Détail de La création d’Adam, entre 1508-1512 par Michel-Ange. Fresque, Chapelle Sixtine, Vatican. (Domaine public)

L’espace entre les doigts d’Adam et de Dieu est à la fois si proche et si lointain : « Les quelques centimètres qui séparent le bout de leurs doigts constituent la plus grande suspension du temps et de la narration dans l’histoire de l’art », explique M. Wallace dans son livre Michelangelo : L’artiste, l’homme et son époque. Si seulement Adam déployait un peu plus d’énergie, s’il égalait l’effort de Dieu, il semblerait qu’il toucherait Dieu et que la séparation entre eux cesserait d’exister.

Après avoir peint plus de 300 personnages dans plus de 150 unités picturales distinctes, Michel-Ange a achevé le plafond à la satisfaction du pape Jules II. Le plafond de la chapelle Sixtine a été inauguré le jour de la Toussaint, le 1er novembre 1512.

« Il est tout à fait admirable et remarquable que Michel-Ange a persisté compte tenu de ce à quoi il était confronté », commente M. Wallace. « Le fait même de peindre un plafond est en soi étonnant. Il y avait toutes sortes de problèmes. Nous devons admirer le fait qu’il a persisté sous une contrainte incroyable, face à des défis inimaginables, et que beaucoup d’autres personnes auraient abandonné, mais pas lui. »

Le plafond de la chapelle Sixtine entre 1508 et 1512 par Michel-Ange. Fresque, Chapelle Sixtine, Vatican. (Domaine public)

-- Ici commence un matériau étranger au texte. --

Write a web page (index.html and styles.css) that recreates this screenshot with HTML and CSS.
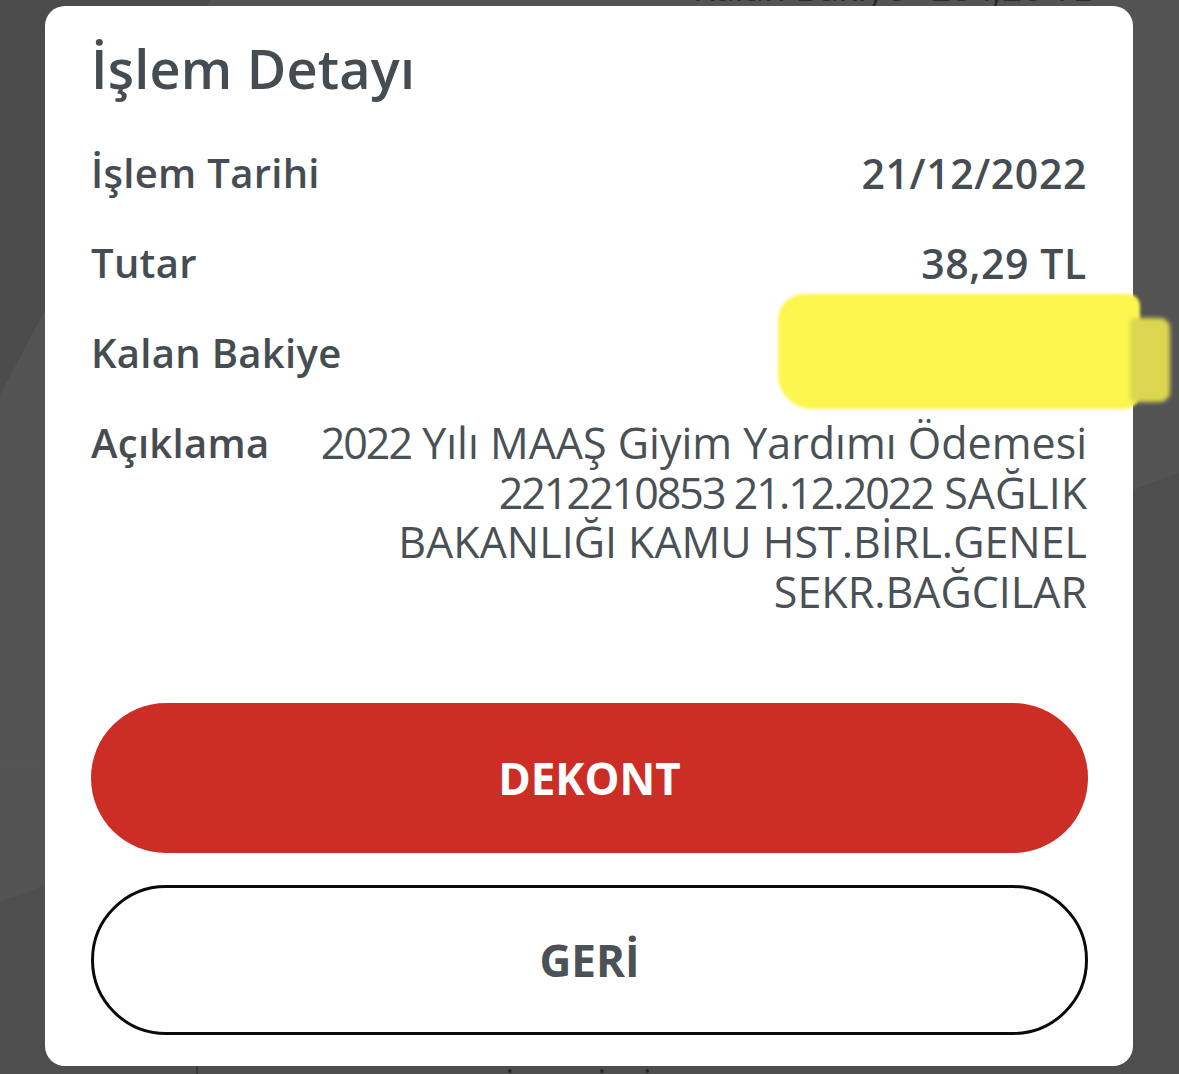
FILE: index.html
```html
<!DOCTYPE html>
<html lang="tr">
<head>
<meta charset="utf-8">
<title>İşlem Detayı</title>
<link rel="stylesheet" href="styles.css">
</head>
<body>
<div class="screen">
  <div class="peek-top">
    <span>Kalan Bakiye</span>
    <span>284,20 TL</span>
  </div>
  <div class="peek-bottom">
    <span class="peek-num">10</span>
    <span class="peek-div"></span>
    <span class="peek-card">**** **** 1L0 İŞYERİ DİLMADE</span>
  </div>
</div>

<div class="modal">
  <h1 class="title">İşlem Detayı</h1>
  <div class="rows">
    <div class="row">
      <span class="label">İşlem Tarihi</span>
      <span class="value">21/12/2022</span>
    </div>
    <div class="row">
      <span class="label">Tutar</span>
      <span class="value">38,29 TL</span>
    </div>
    <div class="row">
      <span class="label">Kalan Bakiye</span>
      <span class="value"></span>
    </div>
    <div class="row">
      <span class="label">Açıklama</span>
      <span class="desc"><span class="num">2022</span> Yılı MAAŞ Giyim Yardımı Ödemesi<br><span class="num">2212210853 21.12.2022</span> SAĞLIK<br>BAKANLIĞI KAMU HST.BİRL.GENEL<br>SEKR.BAĞCILAR</span>
    </div>
  </div>
  <div class="actions">
    <button class="btn btn-primary">DEKONT</button>
    <button class="btn btn-outline">GERİ</button>
  </div>
</div>

<div class="highlight"></div>
<div class="highlight-ext"></div>
</body>
</html>
```

FILE: styles.css
```css
html, body {
  margin: 0;
  padding: 0;
}
html {
  overflow: hidden;
}
body {
  width: 1179px;
  height: 1074px;
  overflow: hidden;
  position: relative;
  font-family: "Open Sans", "Noto Sans", sans-serif;
  background:
    linear-gradient(118deg, rgba(0,0,0,0.10) 0 12%, rgba(0,0,0,0) 12% 100%),
    linear-gradient(160deg, rgba(255,255,255,0.03) 0 60%, rgba(0,0,0,0) 60%),
    #4e4e4e;
}

/* underlying screen, dimmed */
.screen {
  height: 1074px;
  overflow: hidden;
  display: flex;
  flex-direction: column;
  justify-content: space-between;
}
.peek-top {
  display: flex;
  gap: 26px;
  justify-content: flex-end;
  padding-right: 88px;
  margin-top: -32px;
  font-size: 36px;
  line-height: 40px;
  color: #2a2a2a;
}
.peek-bottom {
  display: flex;
  align-items: flex-start;
  margin-bottom: -60px;
  padding-left: 96px;
  height: 68px;
  color: #262626;
}
.peek-num {
  font-size: 66px;
  line-height: 68px;
  width: 100px;
}
.peek-div {
  width: 2px;
  height: 68px;
  background: #3a3a3a;
  margin-right: 60px;
}
.peek-card {
  font-size: 36px;
  line-height: 40px;
  margin-top: 4px;
}

/* modal */
.modal {
  position: absolute;
  left: 45px;
  top: 6px;
  width: 1088px;
  height: 1060px;
  box-sizing: border-box;
  background: #ffffff;
  border-radius: 20px;
  padding: 35px 46px 31px 46px;
  display: flex;
  flex-direction: column;
  color: #454d53;
}
.title {
  margin: 0;
  font-size: 54px;
  line-height: 54px;
  font-weight: 600;
  letter-spacing: 0.2px;
}
.rows {
  margin-top: 53px;
  display: flex;
  flex-direction: column;
  gap: 40px;
}
.row {
  display: flex;
  justify-content: space-between;
  align-items: flex-start;
  font-size: 40px;
  line-height: 50px;
  min-height: 50px;
}
.label {
  font-weight: 600;
  white-space: nowrap;
  letter-spacing: 0.3px;
}
.value {
  font-weight: 600;
  white-space: nowrap;
  font-size: 41px;
  letter-spacing: 0.6px;
}
.desc {
  font-weight: 400;
  font-size: 43px;
  text-align: right;
  line-height: 49.7px;
  color: #4a5156;
}
.num {
  letter-spacing: -2px;
}

.actions {
  margin-top: auto;
  display: flex;
  flex-direction: column;
  gap: 32px;
}
.btn {
  height: 150px;
  border-radius: 75px;
  font-family: "Open Sans", "Noto Sans", sans-serif;
  font-size: 44px;
  font-weight: 700;
  letter-spacing: 0;
  cursor: pointer;
  box-sizing: border-box;
  width: 997px;
  margin-left: 0;
}
.btn-primary {
  background: #cc2d25;
  color: #ffffff;
  border: none;
}
.btn-outline {
  background: #ffffff;
  color: #4a5157;
  border: 3px solid #0a0a0a;
}

/* yellow marker scribble over the balance */
.highlight {
  position: absolute;
  left: 778px;
  top: 294px;
  width: 362px;
  height: 115px;
  background: #fdf64e;
  border-radius: 26px 12px 16px 34px;
  filter: blur(1.5px);
}
.highlight-ext {
  position: absolute;
  left: 1130px;
  top: 318px;
  width: 40px;
  height: 84px;
  background: #dcd650;
  border-radius: 4px 10px 10px 4px;
  filter: blur(2px);
}
```
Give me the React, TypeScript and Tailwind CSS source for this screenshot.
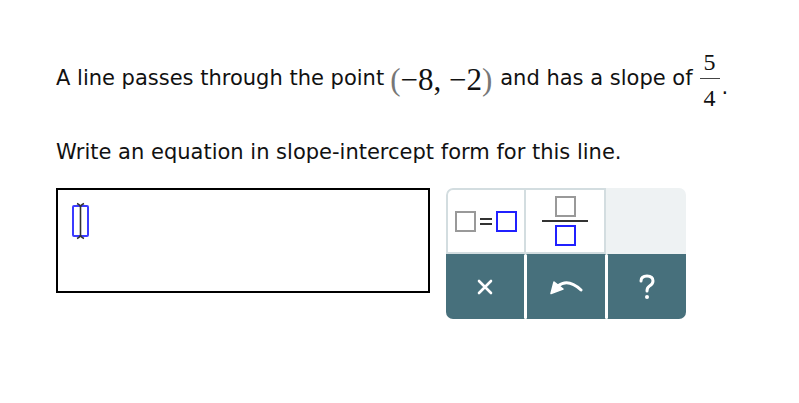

Voici une pépite de sagesse dans l’histoire de Michel-Ange : Michel-Ange a persévéré dans ses difficultés grâce à sa foi et à son désir profond d’exprimer visuellement le divin. On a demandé à Michel-Ange de mener à bien un projet qui lui était étranger, et non seulement il a été à la hauteur de la situation, mais il a dépassé les attentes. Son effort inspiré pour exprimer le divin à travers la forme humaine, malgré les nombreuses difficultés, l’a aidé à créer une merveille moderne que nous continuons d’apprécier 500 ans plus tard.